Overview
Integrating information from data sources representing different study designs has the potential to strengthen evidence in population health research. However, this concept of evidence “triangulation” presents a number of challenges for systematically identifying and integrating relevant information.
In this medRxiv preprint we present ASQ (Annotated Semantic Queries), a natural language query interface to the integrated biomedical entities and epidemiological evidence in EpiGraphDB . ASQ enables users to extract “claims” from a piece of unstructured text, and then investigate the evidence that could either support, contradict the claims, or offer additional information to the query.

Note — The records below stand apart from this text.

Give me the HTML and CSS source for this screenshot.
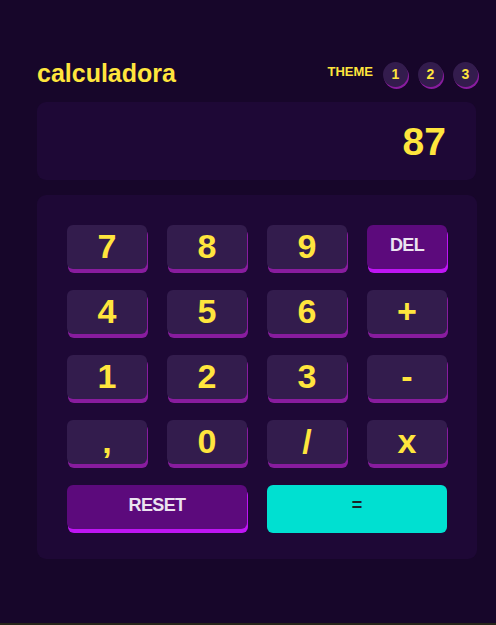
FILE: index.html
```html
<!DOCTYPE html>
<html lang="es">
<head>
<meta charset="utf-8">
<title>calculadora</title>
<link rel="stylesheet" href="styles.css">
</head>
<body>
<main class="calc">
  <header class="top">
    <h1 class="title">calculadora</h1>
    <div class="theme">
      <span class="theme-label">THEME</span>
      <div class="theme-dots">
        <span class="dot">1</span>
        <span class="dot">2</span>
        <span class="dot">3</span>
      </div>
    </div>
  </header>
  <section class="screen"><span class="value">87</span></section>
  <section class="keypad">
    <button class="key">7</button>
    <button class="key">8</button>
    <button class="key">9</button>
    <button class="key key-alt">DEL</button>
    <button class="key">4</button>
    <button class="key">5</button>
    <button class="key">6</button>
    <button class="key">+</button>
    <button class="key">1</button>
    <button class="key">2</button>
    <button class="key">3</button>
    <button class="key">-</button>
    <button class="key">,</button>
    <button class="key">0</button>
    <button class="key">/</button>
    <button class="key">x</button>
    <button class="key key-alt key-wide">RESET</button>
    <button class="key key-eq key-wide">=</button>
  </section>
</main>
</body>
</html>
```
FILE: styles.css
```css
html {
  background: #26251a;
}
body {
  margin: 0;
  height: 623px;
  background: #17062a;
  font-family: "Liberation Sans", Arial, sans-serif;
  font-weight: 700;
}
.calc {
  width: 440px;
  margin-left: 37px;
  padding-top: 58px;
}
.top {
  display: flex;
  align-items: center;
  justify-content: space-between;
  height: 32px;
}
.title {
  margin: 0;
  font-size: 25px;
  color: #ffe53d;
  line-height: 32px;
  margin-top: -2px;
}
.theme {
  display: flex;
  align-items: center;
  gap: 10px;
  margin-right: -1px;
}
.theme-label {
  font-size: 13px;
  color: #ffe53d;
  margin-top: -6px;
}
.theme-dots {
  display: flex;
  gap: 10px;
}
.dot {
  width: 25px;
  height: 25px;
  border-radius: 50%;
  background: #331c4d;
  box-shadow: 1px 2px 0 #881c9e;
  color: #ffe53d;
  font-size: 14px;
  display: flex;
  align-items: center;
  justify-content: center;
}
.screen {
  margin-top: 12px;
  height: 78px;
  width: 439px;
  background: #1e0836;
  border-radius: 9px;
  display: flex;
  align-items: center;
  justify-content: flex-end;
  padding-right: 30px;
  box-sizing: border-box;
}
.value {
  font-size: 39px;
  color: #ffe53d;
  margin-top: 2px;
}
.keypad {
  margin-top: 15px;
  background: #1e0836;
  border-radius: 9px;
  padding: 30px;
  display: grid;
  grid-template-columns: repeat(4, 80px);
  grid-auto-rows: 44px;
  column-gap: 20px;
  row-gap: 21px;
}
.key {
  border: 0;
  border-radius: 6px;
  background: #331c4d;
  box-shadow: 1px 4px 0 #881c9e;
  color: #ffe53d;
  font-family: inherit;
  font-weight: 700;
  font-size: 34px;
  padding: 0 0 3px;
  line-height: 1;
}
.key-alt {
  background: #5c0a7c;
  box-shadow: 1px 4px 0 #be15f4;
  color: #ebe3f0;
  font-size: 18px;
  letter-spacing: -0.6px;
  padding: 0 0 4px;
}
.key-wide {
  grid-column: span 2;
}
.key-eq {
  background: #00e0d1;
  box-shadow: 0 4px 0 #00e0d1;
  color: #1a2327;
  font-size: 18px;
  padding: 0 0 4px;
}
```
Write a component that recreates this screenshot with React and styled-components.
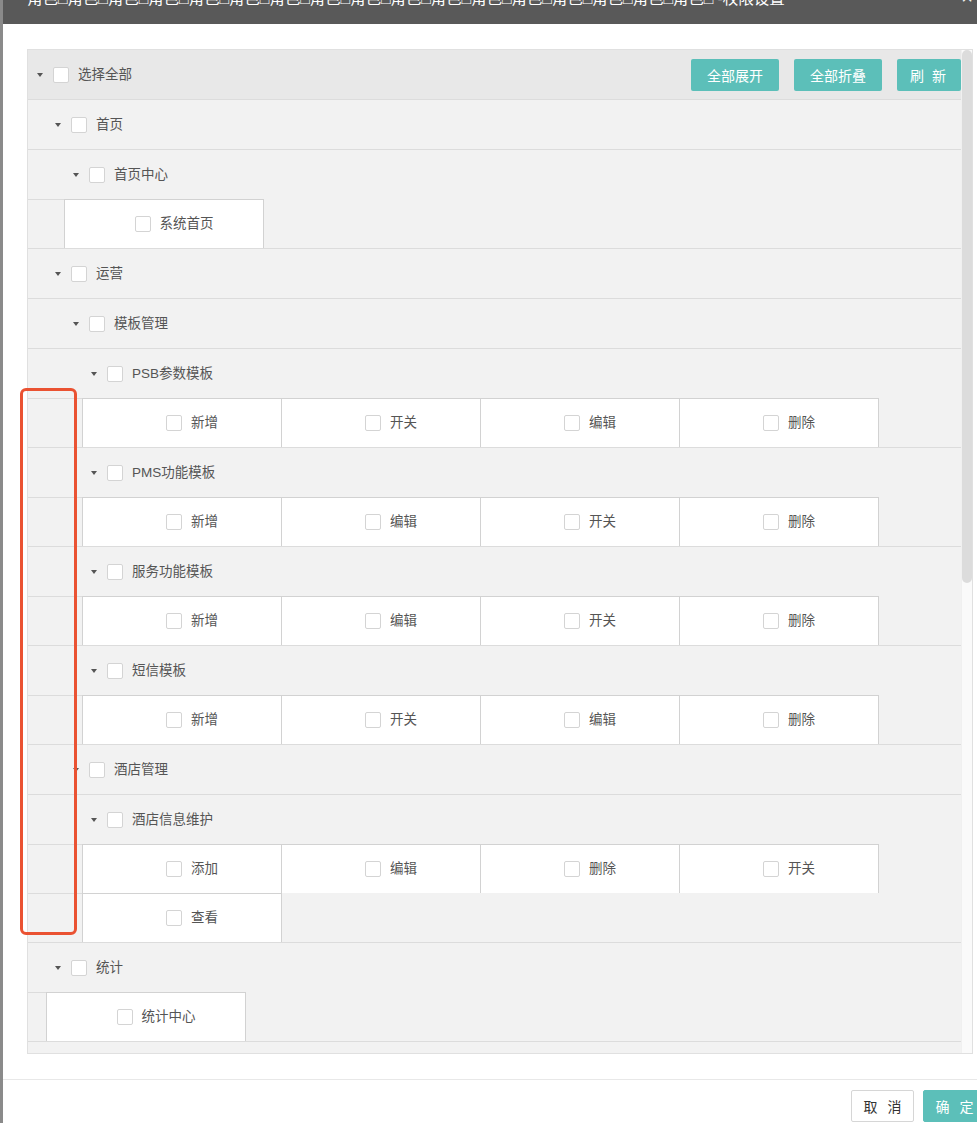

The ASQ approach has the potential to support the rapid review of pre-prints, grant applications, conference abstracts and articles submitted for peer review. ASQ implements strategies to harmonize biomedical entities in different taxonomies and evidence from different sources, to facilitate evidence triangulation and interpretation.
ASQ is openly available at https://asq.epigraphdb.org.
What we did
The ASQ platform was designed as a natural language interface to the EpiGraphDB biomedical knowledge graph. ASQ considers two primary evidence groups in EpigraphDB:
- Triple and literature evidence, comprising semantic triples derived from the biomedical literature
- Association evidence, comprising results from genetic correlation, polygenic risk score association and Mendelian randomization
The user interface accepts free text entry (e.g. the abstract of a pre-print or journal article, the summary of a grant application, etc). We then use SemRep [1] to derive “claim triples” (Subject-PREDICATE-Object). The user then selects a triple of interest for analysis.
ASQ maps biomedical entities in the Subject and Object parts of the claim triple to biomedical entities in EpiGraphDB. The system then retrieves evidence from the two evidence categories (above) that link the Subject and Object.
Figure 1 provides an overview of the architecture of the platform.
Figure 1: Overall architecture of the EpiGraphDB-ASQ platform Overall architecture design of the EpiGraphDB-ASQ platform and its associated components in the EpiGraphDB ecosystem. Left: EpiGraphDB’s biomedical entities (in the form of graph nodes) from different taxonomies are encoded into vector representations which allows for fast information retrieval against the query of interest. Epidemiological evidence (in the form of graph edges) are incorporated into ASQ as harmonized evidence groups. Right: Internal processing workflow of the EpiGraphDB-ASQ platform by the three stages: the claim parsing stage, the entity harmonization stage, and the evidence retrieval stage
Paper
‘Triangulating evidence in health sciences with Annotated Semantic Queries’ by Yi Liu and Tom Gaunt in medRxiv.
Code availability
Source code for the ASQ platform and relevant analysis scripts can be found via https://github.com/mrcieu/epigraphdb-asq. Tutorial on programmatically accessing the ASQ platform can be found via this Jupyter notebook https://github.com/MRCIEU/epigraphdb-asq/blob/master/analysis/notebooks/programmatic-access.ipynb.
References
[1] Kilicoglu, H., Rosemblat, G., Fiszman, M. & Shin, D. Broad-coverage biomedical relation extraction with SemRep. BMC bioinformatics 21, 1–28 (2020).